Gion is abundant with traditional wooden machiya merchant houses, and for many it is a tourist mecca, with foreigners wishing to catch a glimpse of geisha. However if you are only concerned with a red lipped lady in her kimono (be mindful when taking photographs of maiko and geiko, retain respect), you may end up missing the other beauty surrounding the district. And it is such a beautiful area to wander around, with the best time to visit in the evening.
The district of Gion is situated along the Kamogawa river. The streets are illuminated by dim lit lanterns outside the teahouses, beckoning in the evenings for customers. Vintage alleys are home to ochery (teahouses), small bars, restaurants and okashi shops. Gion Corner presents traditional shows and tea ceremonies reminiscent of the old Kyoto of the day. The building is noticeably iconic and is the perfect venue to experience a little Japanese culture.
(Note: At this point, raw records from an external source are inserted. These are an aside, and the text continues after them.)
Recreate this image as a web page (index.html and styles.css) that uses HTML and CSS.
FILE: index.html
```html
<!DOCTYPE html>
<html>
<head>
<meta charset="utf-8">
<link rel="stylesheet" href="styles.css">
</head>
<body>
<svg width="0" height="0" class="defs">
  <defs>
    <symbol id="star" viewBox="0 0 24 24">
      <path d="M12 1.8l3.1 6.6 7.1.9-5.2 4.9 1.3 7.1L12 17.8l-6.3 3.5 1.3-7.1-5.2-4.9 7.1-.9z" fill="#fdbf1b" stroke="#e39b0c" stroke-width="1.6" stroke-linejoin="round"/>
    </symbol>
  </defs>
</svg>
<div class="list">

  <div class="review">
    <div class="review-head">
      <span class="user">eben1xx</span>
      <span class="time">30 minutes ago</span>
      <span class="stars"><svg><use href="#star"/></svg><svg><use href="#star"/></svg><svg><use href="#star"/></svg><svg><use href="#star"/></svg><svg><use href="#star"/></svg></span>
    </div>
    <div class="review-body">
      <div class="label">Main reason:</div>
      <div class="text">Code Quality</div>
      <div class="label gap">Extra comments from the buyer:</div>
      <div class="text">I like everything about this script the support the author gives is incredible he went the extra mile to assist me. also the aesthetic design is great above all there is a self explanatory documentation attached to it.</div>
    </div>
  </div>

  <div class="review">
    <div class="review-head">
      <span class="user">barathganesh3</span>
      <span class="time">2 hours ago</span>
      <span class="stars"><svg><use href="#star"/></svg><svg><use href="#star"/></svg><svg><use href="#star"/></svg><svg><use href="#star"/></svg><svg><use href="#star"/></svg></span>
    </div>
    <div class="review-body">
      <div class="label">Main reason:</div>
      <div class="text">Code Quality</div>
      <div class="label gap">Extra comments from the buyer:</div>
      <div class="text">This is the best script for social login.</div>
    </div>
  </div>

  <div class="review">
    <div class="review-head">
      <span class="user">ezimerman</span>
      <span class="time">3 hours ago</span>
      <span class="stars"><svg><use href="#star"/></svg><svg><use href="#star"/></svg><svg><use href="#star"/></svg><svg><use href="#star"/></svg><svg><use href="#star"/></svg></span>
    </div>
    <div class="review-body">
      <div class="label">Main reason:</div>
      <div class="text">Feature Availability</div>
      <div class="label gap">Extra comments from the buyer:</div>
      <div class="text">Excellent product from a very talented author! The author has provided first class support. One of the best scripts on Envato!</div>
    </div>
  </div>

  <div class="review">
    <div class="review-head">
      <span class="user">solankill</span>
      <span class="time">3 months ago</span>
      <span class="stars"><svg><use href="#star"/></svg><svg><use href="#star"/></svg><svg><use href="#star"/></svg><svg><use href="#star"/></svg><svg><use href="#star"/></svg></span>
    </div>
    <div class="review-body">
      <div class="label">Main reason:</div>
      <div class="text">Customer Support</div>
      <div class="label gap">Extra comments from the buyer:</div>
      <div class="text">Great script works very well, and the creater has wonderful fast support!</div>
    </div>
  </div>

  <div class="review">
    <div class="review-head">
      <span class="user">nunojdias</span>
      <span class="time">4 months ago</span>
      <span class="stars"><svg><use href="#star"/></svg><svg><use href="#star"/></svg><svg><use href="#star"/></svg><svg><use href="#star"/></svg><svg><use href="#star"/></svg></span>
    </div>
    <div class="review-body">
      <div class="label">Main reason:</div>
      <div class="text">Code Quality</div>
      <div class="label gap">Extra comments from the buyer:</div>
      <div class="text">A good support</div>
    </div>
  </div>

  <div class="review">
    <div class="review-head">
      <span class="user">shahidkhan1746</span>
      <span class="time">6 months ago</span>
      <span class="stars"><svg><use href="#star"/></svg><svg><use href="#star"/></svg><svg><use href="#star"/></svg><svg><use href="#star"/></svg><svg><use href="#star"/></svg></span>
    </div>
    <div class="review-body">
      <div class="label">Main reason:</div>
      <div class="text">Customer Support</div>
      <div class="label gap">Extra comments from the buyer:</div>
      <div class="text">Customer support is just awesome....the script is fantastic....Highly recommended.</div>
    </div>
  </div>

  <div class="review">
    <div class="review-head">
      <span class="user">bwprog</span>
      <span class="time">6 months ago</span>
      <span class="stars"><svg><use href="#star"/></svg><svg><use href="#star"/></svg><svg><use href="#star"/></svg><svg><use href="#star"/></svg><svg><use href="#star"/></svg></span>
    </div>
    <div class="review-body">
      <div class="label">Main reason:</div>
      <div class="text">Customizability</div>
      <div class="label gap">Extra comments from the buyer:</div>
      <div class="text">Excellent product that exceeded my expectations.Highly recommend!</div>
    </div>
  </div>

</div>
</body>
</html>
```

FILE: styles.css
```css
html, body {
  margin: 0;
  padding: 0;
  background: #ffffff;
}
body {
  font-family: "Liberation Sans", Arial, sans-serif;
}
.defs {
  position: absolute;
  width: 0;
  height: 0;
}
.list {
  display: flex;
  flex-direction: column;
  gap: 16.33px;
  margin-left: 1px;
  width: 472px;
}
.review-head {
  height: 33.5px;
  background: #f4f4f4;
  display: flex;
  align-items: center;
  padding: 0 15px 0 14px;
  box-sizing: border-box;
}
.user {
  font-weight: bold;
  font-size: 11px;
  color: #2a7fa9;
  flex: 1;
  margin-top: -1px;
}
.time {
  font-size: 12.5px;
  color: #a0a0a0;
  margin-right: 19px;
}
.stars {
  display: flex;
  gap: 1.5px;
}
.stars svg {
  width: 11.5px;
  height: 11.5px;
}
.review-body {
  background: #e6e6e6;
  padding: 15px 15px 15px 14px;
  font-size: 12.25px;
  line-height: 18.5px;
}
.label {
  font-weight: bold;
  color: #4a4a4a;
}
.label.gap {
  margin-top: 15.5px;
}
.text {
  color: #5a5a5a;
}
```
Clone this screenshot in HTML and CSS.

This district is an eclectic mix of old and new with buzzing bright lights and tall buildings. Shrines are scattered about street corners and vending machines located on every second street. What adds to the beauty of Gion are the people who are going about their lives after dark. Some sing tunes to themselves as they wait for the signals to turn green so as to cross the street. Others hurry into their homes set up along river banks, and amongst a crowd you can still spot beautifully dressed girls in kimonos.
Little box cars zoom past you on cobblestone paths, and florists ride past holding bouquets of flowers, making deliveries past 7pm while other workers are busy bringing fresh produce for the next day's orders. When visiting we barely came across any tourists, but were instead swept up at traffic lights by the locals going about their evenings or returning home after a day of school.
The stone walk ways lead to traditional buildings which appear small at the front, however stretch far back and are full of treasures. Gion is also littered with modern buildings with European architecture, home to your more contemporary department stores. Another popular place to visit is the Hanami-koji Street that runs from Shijo Avenue to Kenning Temple. My favourite part of Gion is the Shirakawa Area which runs along the canal. The canal is lined with willow trees and restaurants that overlook it.
Visit on an unsuspecting day, Tuesdays or Wednesdays will provide you with the quiet and romantic atmosphere that Gion exudes. Stick to the back streets, and if you're lucky, around 6pm you may see a maiko making her way to a show.
Gion can be reached from Kyoto Station by bus - either 100 or 206, taking approximately twenty minutes. By train, take the Keihan Line and alight at Gion Shijo Station or take the Hankyu Line, get off at Kawaramachi Station and walk.